The dataset blowing up isn’t really a problem for me, within a certain range of “blowing up”. I wonder about scanning with a ramped frequency system, such as using higher frequencies for increased resolution only where the lower frequencies have already returned a hit of some kind.
While not a bad idea, if the higher frequency data isn’t good enough to register a “hit” , what kind of additional data do you expect to get from it?
Objects might be transparent or absorptive at one frequency, opaque or scatter-ey at anther. While a broadband dataset is good, it probably won’t solve the resolution problem.
All valid concerns. My intuition is that one could use data from different frequencies at a given location to characterize material location/type/density/etc. in some way. This is all theoretical, as I haven’t started playing with the system.
I also wonder about techniques like what are used in super-resolution microscopy. There really is a lot of room for tech development in this area, if one were so inclined.
People do that with magnetometers for archaeology sites and get beautiful images.
The googlon is ‘magnetometer survey’.
Those are over relatively huge areas. The OP is trying to image small objects.
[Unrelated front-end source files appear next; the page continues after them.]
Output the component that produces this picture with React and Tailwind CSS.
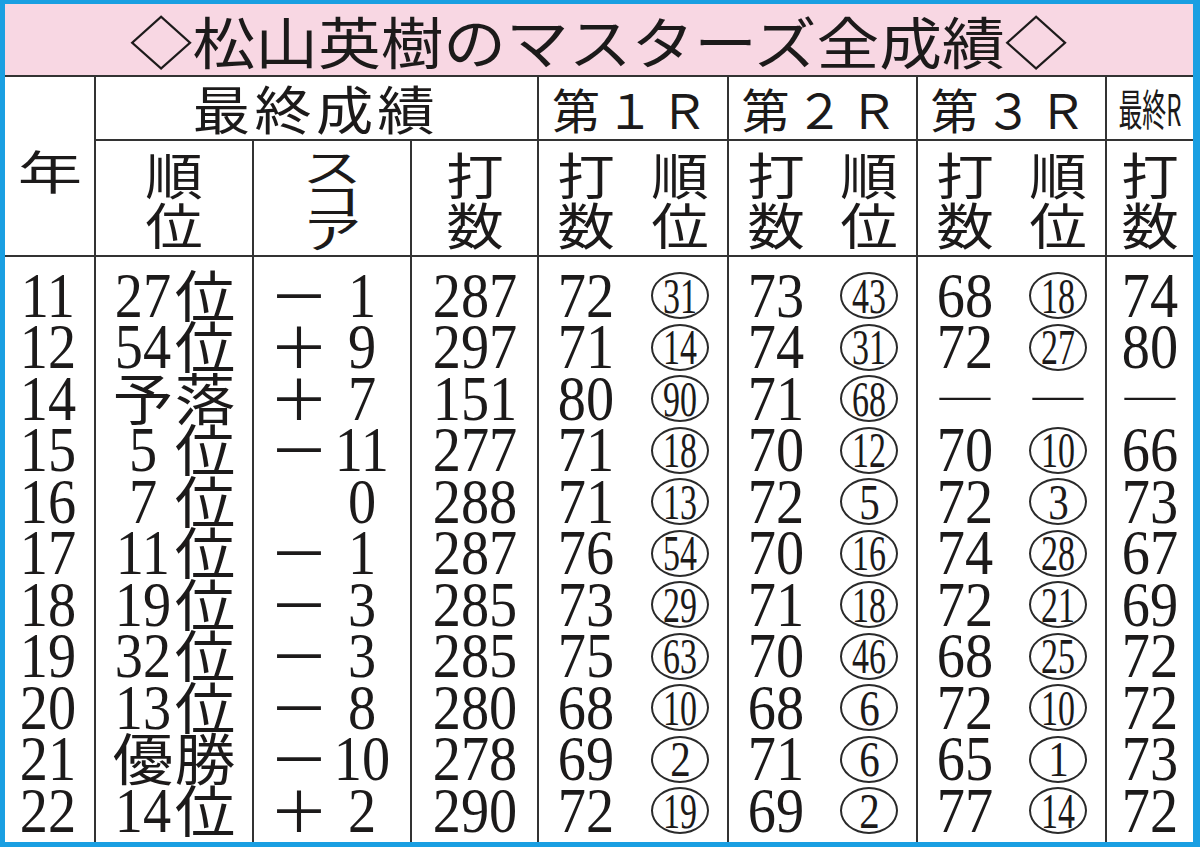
const ROWS = [
  { y: '11', rank: ['27', '位'], sign: '－', score: '1', total: '287', r1: ['72', '31'], r2: ['73', '43'], r3: ['68', '18'], fin: '74' },
  { y: '12', rank: ['54', '位'], sign: '＋', score: '9', total: '297', r1: ['71', '14'], r2: ['74', '31'], r3: ['72', '27'], fin: '80' },
  { y: '14', rank: ['予', '落'], sign: '＋', score: '7', total: '151', r1: ['80', '90'], r2: ['71', '68'], r3: null, fin: null },
  { y: '15', rank: ['5', '位'], sign: '－', score: '11', total: '277', r1: ['71', '18'], r2: ['70', '12'], r3: ['70', '10'], fin: '66' },
  { y: '16', rank: ['7', '位'], sign: '', score: '0', total: '288', r1: ['71', '13'], r2: ['72', '5'], r3: ['72', '3'], fin: '73' },
  { y: '17', rank: ['11', '位'], sign: '－', score: '1', total: '287', r1: ['76', '54'], r2: ['70', '16'], r3: ['74', '28'], fin: '67' },
  { y: '18', rank: ['19', '位'], sign: '－', score: '3', total: '285', r1: ['73', '29'], r2: ['71', '18'], r3: ['72', '21'], fin: '69' },
  { y: '19', rank: ['32', '位'], sign: '－', score: '3', total: '285', r1: ['75', '63'], r2: ['70', '46'], r3: ['68', '25'], fin: '72' },
  { y: '20', rank: ['13', '位'], sign: '－', score: '8', total: '280', r1: ['68', '10'], r2: ['68', '6'], r3: ['72', '10'], fin: '72' },
  { y: '21', rank: ['優', '勝'], sign: '－', score: '10', total: '278', r1: ['69', '2'], r2: ['71', '6'], r3: ['65', '1'], fin: '73' },
  { y: '22', rank: ['14', '位'], sign: '＋', score: '2', total: '290', r1: ['72', '19'], r2: ['69', '2'], r3: ['77', '14'], fin: '72' },
];

// serif digits, narrowed like the newspaper figures
const Num = ({ children }) => (
  <span className="inline-block font-['Liberation_Serif',serif] text-[64px] leading-[50px] scale-x-[0.88]">{children}</span>
);

const Ja = ({ children }) => (
  <span className="inline-block text-[56px] leading-[50px] scale-x-[1.08] -translate-y-[3px]">{children}</span>
);

const Dash = () => (
  <span className="inline-block text-[56px] leading-[50px] scale-x-[1.07] -translate-y-[3px]">―</span>
);

const Circ = ({ n }) => (
  <span className="flex h-[47px] w-[58px] items-center justify-center rounded-[50%] border-2 border-[#2a2a2a]">
    <span className={`inline-block font-['Liberation_Serif',serif] text-[50px] leading-[40px] ${n.length > 1 ? 'scale-x-[0.68]' : 'scale-x-[0.82]'}`}>{n}</span>
  </span>
);

const Cell = ({ children, className = '' }) => (
  <div className={`flex h-[51.5px] items-center ${className}`}>{children}</div>
);

const slot = (v) => (/\d/.test(v) ? <Num>{v}</Num> : <Ja>{v}</Ja>);

// two stacked header characters
const Pair = ({ a, b }) => (
  <div className="flex flex-col items-center text-[50px] leading-[50px]">
    <span className="inline-block scale-x-[1.15]">{a}</span>
    <span className="inline-block scale-x-[1.15]">{b}</span>
  </div>
);

const line = 'border-[#333]';

function Round({ data }) {
  return (
    <div className={`flex flex-col border-l-2 ${line} pt-[13px]`}>
      {data.map((d, i) => (
        <Cell key={i}>
          <div className="flex flex-1 justify-center">{d ? <Num>{d[0]}</Num> : <Dash />}</div>
          <div className="flex flex-1 justify-center">{d ? <Circ n={d[1]} /> : <Dash />}</div>
        </Cell>
      ))}
    </div>
  );
}

export default function App() {
  return (
    <div className="h-[847px] w-[1200px] bg-[#1a9fe2] pb-[5px] pl-[5px] pr-[7px] pt-[4px] font-['Noto_Sans_CJK_JP',sans-serif] text-[#1c1a1a]">
      <div className="bg-white">
        {/* title band */}
        <div className={`flex h-[73px] items-center justify-center border-b-2 ${line} bg-[#f8d7e3]`}>
          <span className="inline-block text-[56px] leading-none scale-x-[1.12]">◇松山英樹のマスターズ全成績◇</span>
        </div>

        <div className="grid grid-cols-[89px_158px_158px_127px_190px_189px_189px_88px] grid-rows-[64px_116px_585px]">
          {/* header row 1 */}
          <div className={`row-span-2 flex items-center justify-center border-b-2 ${line} pt-[6px]`}>
            <span className="inline-block text-[46px] leading-none scale-x-[1.4]">年</span>
          </div>
          <div className={`col-span-3 flex items-center justify-center border-b-2 border-l-2 ${line}`}>
            <span className="inline-block text-[52px] leading-none tracking-[4px] scale-x-[1.1]">最終成績</span>
          </div>
          {['第１Ｒ', '第２Ｒ', '第３Ｒ'].map((t) => (
            <div key={t} className={`flex items-center justify-center border-b-2 border-l-2 ${line}`}>
              <span className="inline-block text-[48px] leading-none tracking-[6px]">{t}</span>
            </div>
          ))}
          <div className={`flex items-center justify-center border-b-2 border-l-2 ${line}`}>
            {/* squeezed label: small type stretched tall */}
            <span className="inline-block whitespace-nowrap text-[24px] leading-none scale-y-[1.8]">最終R</span>
          </div>

          {/* header row 2 */}
          <div className={`flex items-center justify-center border-b-2 border-l-2 ${line}`}>
            <Pair a="順" b="位" />
          </div>
          <div className={`flex flex-col items-center justify-center border-b-2 border-l-2 ${line} text-[48px]`}>
            {['ス', 'コ', 'ア'].map((c) => (
              <div key={c} className="flex h-[33px] items-center justify-center">
                <span className="inline-block leading-[33px] scale-x-[1.25] scale-y-[0.8]">{c}</span>
              </div>
            ))}
          </div>
          <div className={`flex items-center justify-center border-b-2 border-l-2 ${line}`}>
            <Pair a="打" b="数" />
          </div>
          {[0, 1, 2].map((i) => (
            <div key={i} className={`flex items-center border-b-2 border-l-2 ${line}`}>
              <div className="flex flex-1 justify-center"><Pair a="打" b="数" /></div>
              <div className="flex flex-1 justify-center"><Pair a="順" b="位" /></div>
            </div>
          ))}
          <div className={`flex items-center justify-center border-b-2 border-l-2 ${line}`}>
            <Pair a="打" b="数" />
          </div>

          {/* data */}
          <div className="flex flex-col pr-[4px] pt-[13px]">
            {ROWS.map((r) => (
              <Cell key={r.y} className="justify-center"><Num>{r.y}</Num></Cell>
            ))}
          </div>
          <div className={`flex flex-col border-l-2 ${line} pt-[13px]`}>
            {ROWS.map((r) => (
              <Cell key={r.y} className="gap-[2px] pl-[17px]">
                <div className="flex w-[60px] justify-center">{slot(r.rank[0])}</div>
                <div className="flex w-[60px] justify-center">{slot(r.rank[1])}</div>
              </Cell>
            ))}
          </div>
          <div className={`flex flex-col border-l-2 ${line} pt-[13px]`}>
            {ROWS.map((r) => (
              <Cell key={r.y} className="gap-[3px] pl-[15px]">
                <div className="flex w-[60px] justify-center">{r.sign && <Ja>{r.sign}</Ja>}</div>
                <div className="flex w-[60px] justify-center"><Num>{r.score}</Num></div>
              </Cell>
            ))}
          </div>
          <div className={`flex flex-col border-l-2 ${line} pt-[13px]`}>
            {ROWS.map((r) => (
              <Cell key={r.y} className="justify-center"><Num>{r.total}</Num></Cell>
            ))}
          </div>
          <Round data={ROWS.map((r) => r.r1)} />
          <Round data={ROWS.map((r) => r.r2)} />
          <Round data={ROWS.map((r) => r.r3)} />
          <div className={`flex flex-col border-l-2 ${line} pt-[13px]`}>
            {ROWS.map((r) => (
              <Cell key={r.y} className="justify-center">{r.fin ? <Num>{r.fin}</Num> : <Dash />}</Cell>
            ))}
          </div>
        </div>
      </div>
    </div>
  );
}
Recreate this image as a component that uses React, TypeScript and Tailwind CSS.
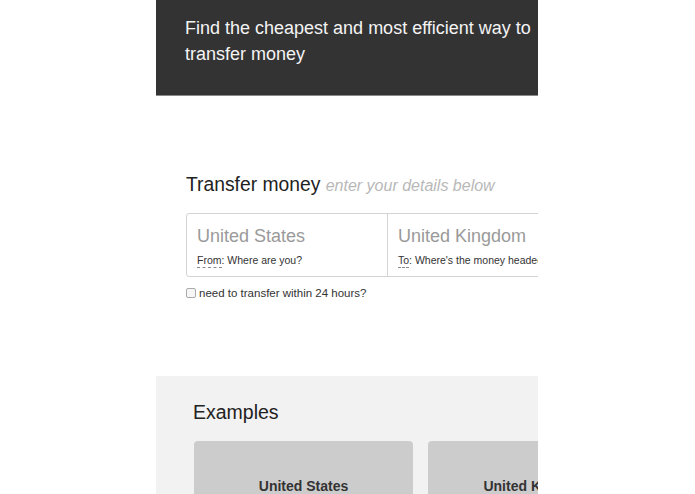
import React from 'react';

const font = { fontFamily: '"Liberation Sans", Arial, Helvetica, sans-serif' };

function CountryCell({ country, label, hint, last }: { country: string; label: string; hint: string; last?: boolean }) {
  return (
    <div className={`w-[201px] shrink-0 px-[10px] pt-[9px] ${last ? '' : 'border-r border-[#d4d4d4]'}`}>
      <div className="text-[18px] leading-[26px] text-[#9a9a9a] whitespace-nowrap">{country}</div>
      <div className="mt-[4px] text-[10.5px] leading-[14px] text-[#333] whitespace-nowrap">
        <span className="border-b border-dashed border-[#888] pb-[1px]">{label}</span>
        {': '}
        {hint}
      </div>
    </div>
  );
}

export default function App() {
  return (
    <div className="min-h-[494px] bg-white" style={font}>
      <div className="ml-[156px] w-[382px] overflow-hidden">
        {/* Hero */}
        <div className="h-[96px] bg-[#333333] border-b border-[#8a8a8a] pl-[29px] pt-[15px]">
          <p className="text-[18px] leading-[26px] text-[#f4f4f4] whitespace-nowrap">
            Find the cheapest and most efficient way to
            <br />
            transfer money
          </p>
        </div>

        {/* Transfer form */}
        <div className="h-[280px] bg-white px-[30px] pt-[76px]">
          <h2 className="text-[19.3px] leading-[26px] text-[#222] whitespace-nowrap">
            Transfer money{' '}
            <em className="text-[16px] text-[#b8b8b8]">enter your details below</em>
          </h2>
          <div className="mt-[14px] flex w-[402px] h-[64px] border border-[#d4d4d4] rounded-[3px]">
            <CountryCell country="United States" label="From" hint="Where are you?" />
            <CountryCell country="United Kingdom" label="To" hint="Where's the money headed?" last />
          </div>
          <label className="mt-[9px] flex items-center gap-[3px] text-[11.5px] leading-[14px] text-[#333] whitespace-nowrap">
            <span className="inline-block w-[10px] h-[10px] border border-[#aaa] rounded-[2px] bg-[#f6f6f6]" />
            need to transfer within 24 hours?
          </label>
        </div>

        {/* Examples */}
        <div className="h-[118px] bg-[#f2f2f2] pl-[37px] pt-[23px]">
          <h3 className="text-[19.5px] leading-[26px] text-[#222]">Examples</h3>
          <div className="mt-[16px] ml-[1px] flex gap-[15px] w-[500px]">
            {['United States', 'United Kingdom'].map(c => (
              <div key={c} className="w-[219px] h-[80px] shrink-0 rounded-[4px] bg-[#cccccc] pt-[33px] text-center">
                <span className="text-[14px] font-bold text-[#333]">{c}</span>
              </div>
            ))}
          </div>
        </div>
      </div>
    </div>
  );
}
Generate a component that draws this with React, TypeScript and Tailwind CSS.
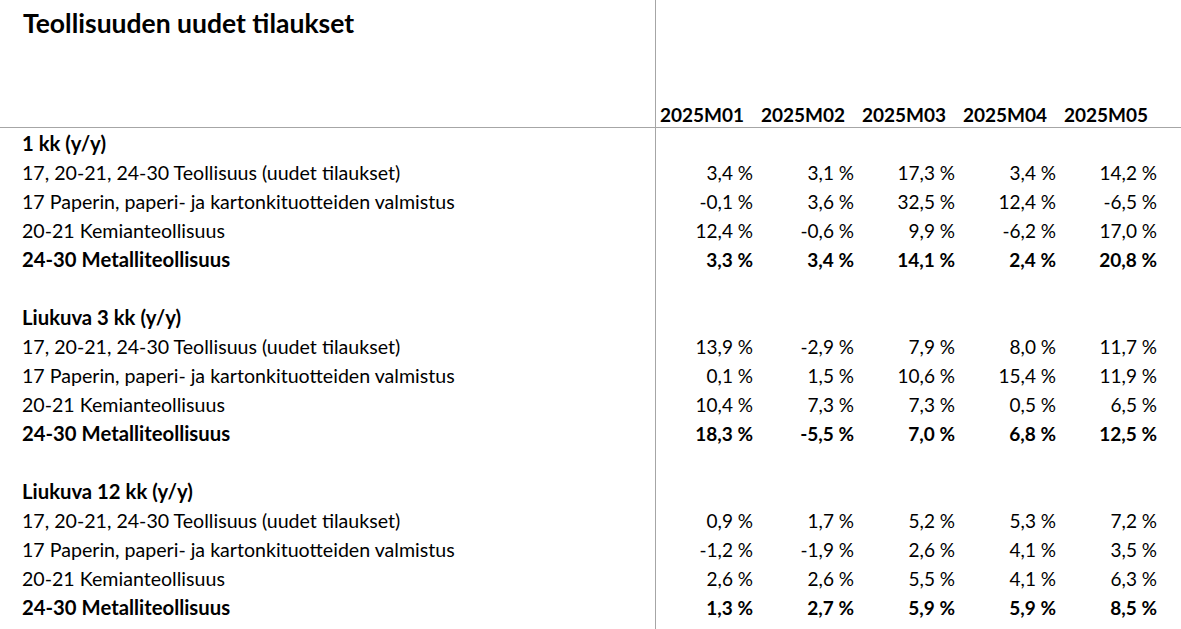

A capacitive sensor is going to be much better for dielectrics (say, plastics) than for metals. When mu is not equal to 1, you have to go back to Maxwell’s and check your assumptions.
Also, you’re probably measuring effective permittivity (epsilon_eff) so you might need an iterative post-processing step afterward to guess at the true epsilon and thus a sharper image.
Hate to reply to my own post, but another strategy would be to scan some test objects. Simple geometric shapes made of plastic. Then train a neural net with the input and output. This lets you skip a lot of the hard EM computation work which might require access to a cluster otherwise.
Are we April 1st already? Go read FDC2212’s specs. There is nothing in there about temperature being an important cause of reading error. So the room temperature correction factor is bullshit. As with the correction applied on the first grabbed image (substractig by the mean of the column, c’mon…). I guess this where we put LOL.
Indirectly, it’s true. A change in temperature results in a change in humidity (usually), which changes the permittivity of the air and thus it’s capacitance.